Stated goal:
Please output the records below in full, exactly as given, but without the images.

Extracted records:
══════════════════════════════

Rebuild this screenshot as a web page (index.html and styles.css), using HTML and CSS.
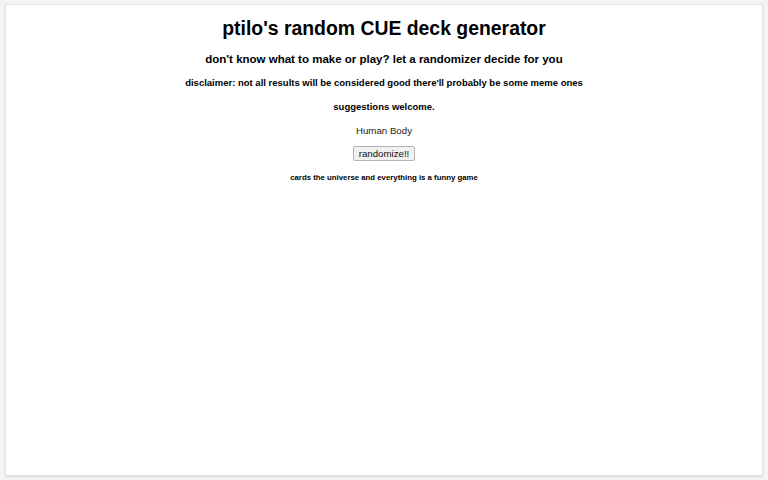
FILE: index.html
```html
<!DOCTYPE html>
<html>
	<head>
		<meta charset="UTF-8">
		<title>ptilo's random CUE deck generator</title>
		<link rel="stylesheet" href="styles.css">
	</head>
	<body>
		<div class="page">
			<h1>ptilo's random CUE deck generator</h1>
			<h3>don't know what to make or play? let a randomizer decide for you</h3>
			<h5>disclaimer: not all results will be considered good there'll probably be some meme ones</h5>
			<h5>suggestions welcome.</h5>
			<p class="result">Human Body</p>
			<button class="go">randomize!!</button>
			<h6>cards the universe and everything is a funny game</h6>
		</div>
	</body>
</html>
```

FILE: styles.css
```css
html,body{
	height: 100%;
}
body{
	margin: 0;
	padding: 4px 5px;
	box-sizing: border-box;
	background: #f4f4f4;
	font-family: "Liberation Sans", Arial, sans-serif;
	color: #000;
}
.page{
	height: 100%;
	box-sizing: border-box;
	background: #fff;
	border: 1px solid #e2e2e2;
	box-shadow: 0 1px 2px rgba(0,0,0,0.12);
	text-align: center;
	padding-top: 11px;
}
h1{
	font-size: 19.4px;
	margin: 0 0 11px;
	line-height: 24px;
}
h3{
	font-size: 11.5px;
	margin: 0 0 10px;
	line-height: 16px;
}
h5{
	font-size: 9.5px;
	margin: 0 0 12px;
	line-height: 12px;
}
.result{
	font-size: 9.7px;
	margin: 0;
	line-height: 12px;
	color: #222;
}
.go{
	display: block;
	margin: 9px auto 0;
	font-family: "Liberation Sans", Arial, sans-serif;
	font-size: 9.7px;
	padding: 1px 5px;
	height: 15px;
	line-height: 11px;
	background: #f0f0f0;
	border: 1px solid #b4b4b4;
	border-radius: 2px;
	color: #111;
}
h6{
	font-size: 7.8px;
	margin: 12px 0 0;
	line-height: 10px;
}
```
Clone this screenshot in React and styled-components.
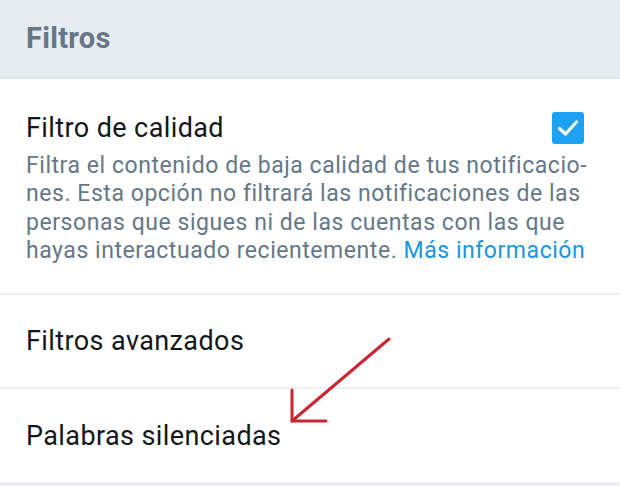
import React from "react";
import styled, { createGlobalStyle } from "styled-components";

const GlobalStyle = createGlobalStyle`
  html, body {
    margin: 0;
    padding: 0;
    background: #ffffff;
  }
  body {
    font-family: Roboto, "Noto Sans", Arial, sans-serif;
    -webkit-font-smoothing: antialiased;
  }
`;

const Screen = styled.div`
  position: relative;
  width: 620px;
  height: 486px;
  overflow: hidden;
  background: #eef0f4;
  display: flex;
  flex-direction: column;
`;

const Header = styled.header`
  height: 79px;
  flex-shrink: 0;
  background: #e6ecf0;
  border-bottom: 2px solid #dfe5ea;
  display: flex;
  align-items: center;
  padding: 0 0 2px 26px;
  box-sizing: border-box;
`;

const HeaderTitle = styled.h2`
  margin: 0;
  font-size: 29px;
  font-weight: 700;
  color: #657786;
  letter-spacing: 0.3px;
`;

const List = styled.div`
  background: #ffffff;
  display: flex;
  flex-direction: column;
`;

const Row = styled.div`
  display: flex;
  align-items: ${(p) => (p.$top ? "flex-start" : "center")};
  padding: ${(p) => (p.$top ? "33px 36px 28px 26px" : "0 36px 0 26px")};
  height: ${(p) => (p.$height ? `${p.$height}px` : "auto")};
  box-sizing: border-box;
  border-bottom: ${(p) => (p.$last ? "none" : "2px solid #eceff2")};
`;

const RowBody = styled.div`
  flex: 1;
  min-width: 0;
`;

const RowTitle = styled.div`
  font-size: 27px;
  line-height: 32px;
  color: #14171a;
  letter-spacing: 0.4px;
`;

const Description = styled.p`
  margin: 8px 0 0;
  font-size: 23px;
  line-height: 28.3px;
  color: #657786;
  letter-spacing: 0.55px;
  white-space: nowrap;
`;

const Link = styled.a`
  color: #1b95e0;
  text-decoration: none;
`;

const CheckBox = styled.span`
  width: 32px;
  height: 32px;
  flex-shrink: 0;
  margin-left: 12px;
  border-radius: 3px;
  background: #1da1f2;
  display: flex;
  align-items: center;
  justify-content: center;
`;

const Arrow = styled.svg`
  position: absolute;
  left: 0;
  top: 0;
  pointer-events: none;
`;

const lines = [
  "Filtra el contenido de baja calidad de tus notificacio-",
  "nes. Esta opción no filtrará las notificaciones de las",
  "personas que sigues ni de las cuentas con las que",
];

export default function App() {
  return (
    <>
      <GlobalStyle />
      <Screen>
        <Header>
          <HeaderTitle>Filtros</HeaderTitle>
        </Header>
        <List>
          <Row $top>
            <RowBody>
              <RowTitle>Filtro de calidad</RowTitle>
              <Description>
                {lines.map((l) => (
                  <React.Fragment key={l}>
                    {l}
                    <br />
                  </React.Fragment>
                ))}
                hayas interactuado recientemente.{" "}
                <Link href="#">Más información</Link>
              </Description>
            </RowBody>
            <CheckBox>
              <svg width="32" height="32" viewBox="0 0 32 32">
                <path
                  d="M7.5 16.5l6 5.5L24.5 10"
                  fill="none"
                  stroke="#ffffff"
                  strokeWidth="3.2"
                  strokeLinecap="round"
                  strokeLinejoin="round"
                />
              </svg>
            </CheckBox>
          </Row>
          <Row $height={94}>
            <RowTitle>Filtros avanzados</RowTitle>
          </Row>
          <Row $height={93} $last>
            <RowTitle>Palabras silenciadas</RowTitle>
          </Row>
        </List>
        <Arrow width="620" height="486" viewBox="0 0 620 486">
          <g
            fill="none"
            stroke="#cc2433"
            strokeWidth="3"
            strokeLinecap="round"
            strokeLinejoin="round"
          >
            <path d="M389 339L292 421" />
            <path d="M292 390L292 421L326 421" />
          </g>
        </Arrow>
      </Screen>
    </>
  );
}
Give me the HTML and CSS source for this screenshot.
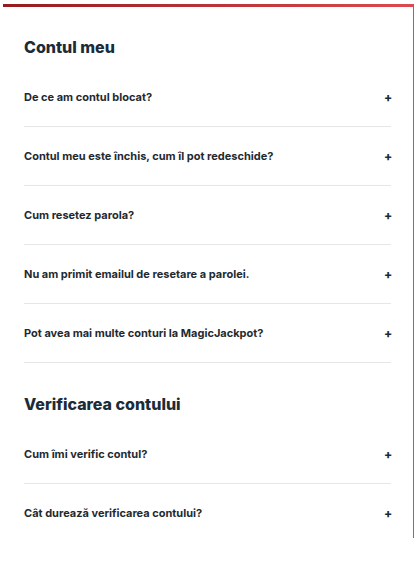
FILE: index.html
```html
<!DOCTYPE html>
<html>
<head>
    <title>Contul meu - Întrebări frecvente</title>
    <link rel="stylesheet" href="styles.css">
</head>
<body>
    <div class="faq-card">
        <div class="faq-section">
            <h2>Contul meu</h2>
            <div class="faq-item"><span>De ce am contul blocat?</span><span class="plus">+</span></div>
            <div class="faq-item"><span>Contul meu este închis, cum îl pot redeschide?</span><span class="plus">+</span></div>
            <div class="faq-item"><span>Cum resetez parola?</span><span class="plus">+</span></div>
            <div class="faq-item"><span>Nu am primit emailul de resetare a parolei.</span><span class="plus">+</span></div>
            <div class="faq-item"><span>Pot avea mai multe conturi la MagicJackpot?</span><span class="plus">+</span></div>
        </div>

        <div class="faq-section">
            <h2>Verificarea contului</h2>
            <div class="faq-item"><span>Cum îmi verific contul?</span><span class="plus">+</span></div>
            <div class="faq-item"><span>Cât durează verificarea contului?</span><span class="plus">+</span></div>
        </div>
    </div>
</body>
</html>
```

FILE: styles.css
```css
body { margin: 0; padding: 4px 3px 0 3px; background: #fff; font-family: Inter, "Liberation Sans", sans-serif; }
.faq-card { border-top: 3px solid #b3262b; border-image: linear-gradient(to right, #951b1e, #dc4a50) 1; border-right: 1px solid #ececec; padding: 30px 22px 0 21px; height: 534px; box-sizing: border-box; }
.faq-section h2 { margin: 0 0 11px 0; font-size: 16px; line-height: 20px; font-weight: 800; color: #1b2c38; }
.faq-section + .faq-section { margin-top: 31px; }
.faq-item { display: flex; justify-content: space-between; align-items: center; height: 58px; border-bottom: 1px solid #e6e6e6; font-size: 11px; font-weight: 700; color: #1f2a30; }
.faq-card .faq-section:last-child .faq-item:last-child { border-bottom: none; }
.plus { font-size: 12px; font-weight: 800; width: 8px; margin-right: -1px; text-align: center; color: #1b2c38; }
```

══════════════════════════════

Result of this task:
Rebuild this screenshot as a web page (index.html and styles.css), using HTML and CSS.
FILE: index.html
```html
<!DOCTYPE html>
<html>
	<head>
		<meta charset="UTF-8">
		<title>ptilo's random CUE deck generator</title>
		<link rel="stylesheet" href="styles.css">
	</head>
	<body>
		<div class="page">
			<h1>ptilo's random CUE deck generator</h1>
			<h3>don't know what to make or play? let a randomizer decide for you</h3>
			<h5>disclaimer: not all results will be considered good there'll probably be some meme ones</h5>
			<h5>suggestions welcome.</h5>
			<p class="result">Human Body</p>
			<button class="go">randomize!!</button>
			<h6>cards the universe and everything is a funny game</h6>
		</div>
	</body>
</html>
```

FILE: styles.css
```css
html,body{
	height: 100%;
}
body{
	margin: 0;
	padding: 4px 5px;
	box-sizing: border-box;
	background: #f4f4f4;
	font-family: "Liberation Sans", Arial, sans-serif;
	color: #000;
}
.page{
	height: 100%;
	box-sizing: border-box;
	background: #fff;
	border: 1px solid #e2e2e2;
	box-shadow: 0 1px 2px rgba(0,0,0,0.12);
	text-align: center;
	padding-top: 11px;
}
h1{
	font-size: 19.4px;
	margin: 0 0 11px;
	line-height: 24px;
}
h3{
	font-size: 11.5px;
	margin: 0 0 10px;
	line-height: 16px;
}
h5{
	font-size: 9.5px;
	margin: 0 0 12px;
	line-height: 12px;
}
.result{
	font-size: 9.7px;
	margin: 0;
	line-height: 12px;
	color: #222;
}
.go{
	display: block;
	margin: 9px auto 0;
	font-family: "Liberation Sans", Arial, sans-serif;
	font-size: 9.7px;
	padding: 1px 5px;
	height: 15px;
	line-height: 11px;
	background: #f0f0f0;
	border: 1px solid #b4b4b4;
	border-radius: 2px;
	color: #111;
}
h6{
	font-size: 7.8px;
	margin: 12px 0 0;
	line-height: 10px;
}
```
Clone this screenshot in React and styled-components.
import React from "react";
import styled, { createGlobalStyle } from "styled-components";

const GlobalStyle = createGlobalStyle`
  html, body {
    margin: 0;
    padding: 0;
    background: #ffffff;
  }
  body {
    font-family: Roboto, "Noto Sans", Arial, sans-serif;
    -webkit-font-smoothing: antialiased;
  }
`;

const Screen = styled.div`
  position: relative;
  width: 620px;
  height: 486px;
  overflow: hidden;
  background: #eef0f4;
  display: flex;
  flex-direction: column;
`;

const Header = styled.header`
  height: 79px;
  flex-shrink: 0;
  background: #e6ecf0;
  border-bottom: 2px solid #dfe5ea;
  display: flex;
  align-items: center;
  padding: 0 0 2px 26px;
  box-sizing: border-box;
`;

const HeaderTitle = styled.h2`
  margin: 0;
  font-size: 29px;
  font-weight: 700;
  color: #657786;
  letter-spacing: 0.3px;
`;

const List = styled.div`
  background: #ffffff;
  display: flex;
  flex-direction: column;
`;

const Row = styled.div`
  display: flex;
  align-items: ${(p) => (p.$top ? "flex-start" : "center")};
  padding: ${(p) => (p.$top ? "33px 36px 28px 26px" : "0 36px 0 26px")};
  height: ${(p) => (p.$height ? `${p.$height}px` : "auto")};
  box-sizing: border-box;
  border-bottom: ${(p) => (p.$last ? "none" : "2px solid #eceff2")};
`;

const RowBody = styled.div`
  flex: 1;
  min-width: 0;
`;

const RowTitle = styled.div`
  font-size: 27px;
  line-height: 32px;
  color: #14171a;
  letter-spacing: 0.4px;
`;

const Description = styled.p`
  margin: 8px 0 0;
  font-size: 23px;
  line-height: 28.3px;
  color: #657786;
  letter-spacing: 0.55px;
  white-space: nowrap;
`;

const Link = styled.a`
  color: #1b95e0;
  text-decoration: none;
`;

const CheckBox = styled.span`
  width: 32px;
  height: 32px;
  flex-shrink: 0;
  margin-left: 12px;
  border-radius: 3px;
  background: #1da1f2;
  display: flex;
  align-items: center;
  justify-content: center;
`;

const Arrow = styled.svg`
  position: absolute;
  left: 0;
  top: 0;
  pointer-events: none;
`;

const lines = [
  "Filtra el contenido de baja calidad de tus notificacio-",
  "nes. Esta opción no filtrará las notificaciones de las",
  "personas que sigues ni de las cuentas con las que",
];

export default function App() {
  return (
    <>
      <GlobalStyle />
      <Screen>
        <Header>
          <HeaderTitle>Filtros</HeaderTitle>
        </Header>
        <List>
          <Row $top>
            <RowBody>
              <RowTitle>Filtro de calidad</RowTitle>
              <Description>
                {lines.map((l) => (
                  <React.Fragment key={l}>
                    {l}
                    <br />
                  </React.Fragment>
                ))}
                hayas interactuado recientemente.{" "}
                <Link href="#">Más información</Link>
              </Description>
            </RowBody>
            <CheckBox>
              <svg width="32" height="32" viewBox="0 0 32 32">
                <path
                  d="M7.5 16.5l6 5.5L24.5 10"
                  fill="none"
                  stroke="#ffffff"
                  strokeWidth="3.2"
                  strokeLinecap="round"
                  strokeLinejoin="round"
                />
              </svg>
            </CheckBox>
          </Row>
          <Row $height={94}>
            <RowTitle>Filtros avanzados</RowTitle>
          </Row>
          <Row $height={93} $last>
            <RowTitle>Palabras silenciadas</RowTitle>
          </Row>
        </List>
        <Arrow width="620" height="486" viewBox="0 0 620 486">
          <g
            fill="none"
            stroke="#cc2433"
            strokeWidth="3"
            strokeLinecap="round"
            strokeLinejoin="round"
          >
            <path d="M389 339L292 421" />
            <path d="M292 390L292 421L326 421" />
          </g>
        </Arrow>
      </Screen>
    </>
  );
}
Give me the HTML and CSS source for this screenshot.
FILE: index.html
```html
<!DOCTYPE html>
<html>
<head>
    <title>Contul meu - Întrebări frecvente</title>
    <link rel="stylesheet" href="styles.css">
</head>
<body>
    <div class="faq-card">
        <div class="faq-section">
            <h2>Contul meu</h2>
            <div class="faq-item"><span>De ce am contul blocat?</span><span class="plus">+</span></div>
            <div class="faq-item"><span>Contul meu este închis, cum îl pot redeschide?</span><span class="plus">+</span></div>
            <div class="faq-item"><span>Cum resetez parola?</span><span class="plus">+</span></div>
            <div class="faq-item"><span>Nu am primit emailul de resetare a parolei.</span><span class="plus">+</span></div>
            <div class="faq-item"><span>Pot avea mai multe conturi la MagicJackpot?</span><span class="plus">+</span></div>
        </div>

        <div class="faq-section">
            <h2>Verificarea contului</h2>
            <div class="faq-item"><span>Cum îmi verific contul?</span><span class="plus">+</span></div>
            <div class="faq-item"><span>Cât durează verificarea contului?</span><span class="plus">+</span></div>
        </div>
    </div>
</body>
</html>
```

FILE: styles.css
```css
body { margin: 0; padding: 4px 3px 0 3px; background: #fff; font-family: Inter, "Liberation Sans", sans-serif; }
.faq-card { border-top: 3px solid #b3262b; border-image: linear-gradient(to right, #951b1e, #dc4a50) 1; border-right: 1px solid #ececec; padding: 30px 22px 0 21px; height: 534px; box-sizing: border-box; }
.faq-section h2 { margin: 0 0 11px 0; font-size: 16px; line-height: 20px; font-weight: 800; color: #1b2c38; }
.faq-section + .faq-section { margin-top: 31px; }
.faq-item { display: flex; justify-content: space-between; align-items: center; height: 58px; border-bottom: 1px solid #e6e6e6; font-size: 11px; font-weight: 700; color: #1f2a30; }
.faq-card .faq-section:last-child .faq-item:last-child { border-bottom: none; }
.plus { font-size: 12px; font-weight: 800; width: 8px; margin-right: -1px; text-align: center; color: #1b2c38; }
```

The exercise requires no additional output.